The SAVE America Act — the most sweeping federal voter identification legislation in a generation — has stalled in the U.S. Senate, unable to overcome the 60-vote threshold required to break a Democratic filibuster, as Republicans struggle to find the seven Democratic votes they need to advance the bill. The measure, which would require documentary proof of U.S. citizenship to register to vote and a photo ID to cast ballots in federal elections, passed the House 218-213 in February but has run into a wall in the upper chamber, with the Senate adjourning for a planned recess through April 13 without scheduling a final vote.

The Safeguard American Voter Eligibility Act was championed by President Trump, who called it essential to preventing noncitizen voting — a phenomenon for which little documented evidence exists at meaningful scale. In the 2026 election cycle, election officials have identified only a handful of confirmed noncitizen voter registrations, even as states that already require citizenship documentation, like Kansas, have found themselves turning away tens of thousands of eligible voters who lack the required paperwork. A University of Maryland survey found that 9 percent of voting-age citizens do not have easy access to a document that proves their citizenship, a problem disproportionately affecting low-income Americans, the elderly, and racial minorities.

Senate Majority Leader John Thune of South Dakota has repeatedly declined to pursue a change to filibuster rules to pass the bill with a simple 51-vote majority, telling colleagues there is "plenty of reason" not to pursue such a change given the current vote math. Sen. Susan Collins of Maine became the fiftieth Republican to back the bill, giving it enough GOP support to pass a simple-majority vote — but Thune needs ten senators total to cross the aisle to clear the 60-vote bar. Sen. Lisa Murkowski of Alaska voted against proceeding to the bill, adding to its political difficulties.
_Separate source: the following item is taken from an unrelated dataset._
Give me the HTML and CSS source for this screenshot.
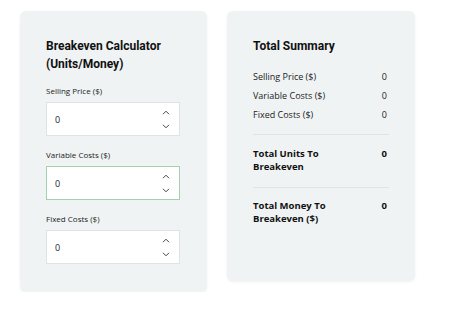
FILE: index.html
```html
<!DOCTYPE html>
<html lang="en">
<head>
    <meta charset="UTF-8">
    <meta name="viewport" content="width=device-width, initial-scale=1.0">
    <title>Breakeven Calculator</title>
    <link rel="stylesheet" href="styles.css">
</head>
<body>
    <div class="wrapper">
        <div class="card calc">
            <h1>Breakeven Calculator (Units/Money)</h1>

            <div class="field">
                <label for="price">Selling Price ($)</label>
                <div class="number-box">
                    <input type="text" id="price" value="0">
                    <span class="spin">
                        <svg viewBox="0 0 8 5"><path d="M1 4.2 4 1.2 7 4.2"/></svg>
                        <svg viewBox="0 0 8 5"><path d="M1 0.8 4 3.8 7 0.8"/></svg>
                    </span>
                </div>
            </div>

            <div class="field">
                <label for="variable">Variable Costs ($)</label>
                <div class="number-box focused">
                    <input type="text" id="variable" value="0">
                    <span class="spin">
                        <svg viewBox="0 0 8 5"><path d="M1 4.2 4 1.2 7 4.2"/></svg>
                        <svg viewBox="0 0 8 5"><path d="M1 0.8 4 3.8 7 0.8"/></svg>
                    </span>
                </div>
            </div>

            <div class="field">
                <label for="fixed">Fixed Costs ($)</label>
                <div class="number-box">
                    <input type="text" id="fixed" value="0">
                    <span class="spin">
                        <svg viewBox="0 0 8 5"><path d="M1 4.2 4 1.2 7 4.2"/></svg>
                        <svg viewBox="0 0 8 5"><path d="M1 0.8 4 3.8 7 0.8"/></svg>
                    </span>
                </div>
            </div>
        </div>

        <div class="card summary">
            <h2>Total Summary</h2>
            <div class="rows">
                <div class="row"><span>Selling Price ($)</span><span>0</span></div>
                <div class="row"><span>Variable Costs ($)</span><span>0</span></div>
                <div class="row"><span>Fixed Costs ($)</span><span>0</span></div>
            </div>
            <div class="total">
                <span class="total-label">Total Units To Breakeven</span>
                <span>0</span>
            </div>
            <div class="total">
                <span class="total-label">Total Money To Breakeven ($)</span>
                <span>0</span>
            </div>
        </div>
    </div>
</body>
</html>
```

FILE: styles.css
```css
* {
    margin: 0;
    padding: 0;
    box-sizing: border-box;
}

body {
    font-family: 'Open Sans', 'Noto Sans', sans-serif;
    background-color: #fff;
    color: #222;
}

.wrapper {
    display: flex;
    align-items: flex-start;
    gap: 20px;
    padding: 11px 0 0 20px;
}

.card {
    background: #f0f3f4;
    border-radius: 6px;
    box-shadow: 0 1px 3px rgba(0, 0, 0, 0.06);
    padding: 26px 26px 28px;
}

.calc {
    width: 187px;
}

.summary {
    width: 188px;
    padding-bottom: 56px;
}

h1, h2 {
    font-family: Roboto, 'Liberation Sans', sans-serif;
    font-weight: 700;
    font-size: 12px;
    line-height: 18px;
    color: #111;
}

h1 {
    margin-bottom: 12px;
}

h2 {
    margin-bottom: 12px;
}

.field {
    margin-bottom: 13px;
}

.field:last-child {
    margin-bottom: 0;
}

label {
    display: block;
    font-size: 8px;
    line-height: 12px;
    margin-bottom: 5px;
    color: #222;
}

.number-box {
    display: flex;
    align-items: center;
    width: 134px;
    height: 34px;
    background: #fff;
    border: 1px solid #dfe3e4;
}

.number-box.focused {
    border-color: #a3d2ad;
}

.number-box input {
    flex: 1;
    min-width: 0;
    border: none;
    outline: none;
    background: transparent;
    padding-left: 8px;
    font-family: 'Open Sans', sans-serif;
    font-size: 9px;
    color: #222;
}

.spin {
    display: flex;
    flex-direction: column;
    gap: 9px;
    margin-right: 9px;
}

.spin svg {
    display: block;
    width: 8px;
    height: 5px;
    fill: none;
    stroke: #444;
    stroke-width: 1;
}

.rows {
    padding-bottom: 10px;
    border-bottom: 1px solid #e0e4e6;
}

.row {
    display: flex;
    justify-content: space-between;
    font-size: 9px;
    line-height: 19px;
    padding-right: 2px;
}

.total {
    display: flex;
    justify-content: space-between;
    font-size: 9.5px;
    font-weight: 700;
    line-height: 13px;
    padding: 12px 2px 14px 0;
    color: #111;
}

.total + .total {
    border-top: 1px solid #e0e4e6;
    padding-top: 11px;
    padding-bottom: 0;
}

.total-label {
    width: 80px;
}
```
Opponents argue the bill would effectively disenfranchise millions of eligible Americans before the 2026 midterm elections. Election officials across the country have warned that the law would impose enormous administrative burdens with insufficient time and funding for implementation. In Kansas, after the state adopted similar citizenship documentation requirements in 2013, 31,089 eligible voters were turned away — equivalent to 12 percent of all registration attempts — while only 39 confirmed noncitizen registrations were found in the previous 14 years. Civil rights groups note the disparity between the law's theoretical justification and its practical effects.

The bill has also run into complications tied to the Department of Homeland Security funding negotiations. Progress on a final vote has been hindered by entangled negotiations over DHS appropriations that have consumed legislative bandwidth alongside the Iran war and the ongoing Epstein controversy. The Connecticut Citizen Action Group and multiple similar organizations have filed formal legal challenges preemptively, arguing the citizenship documentation requirement has no basis in the Constitution's Article I elections clause and would impose a poll tax-like burden on lawful voters.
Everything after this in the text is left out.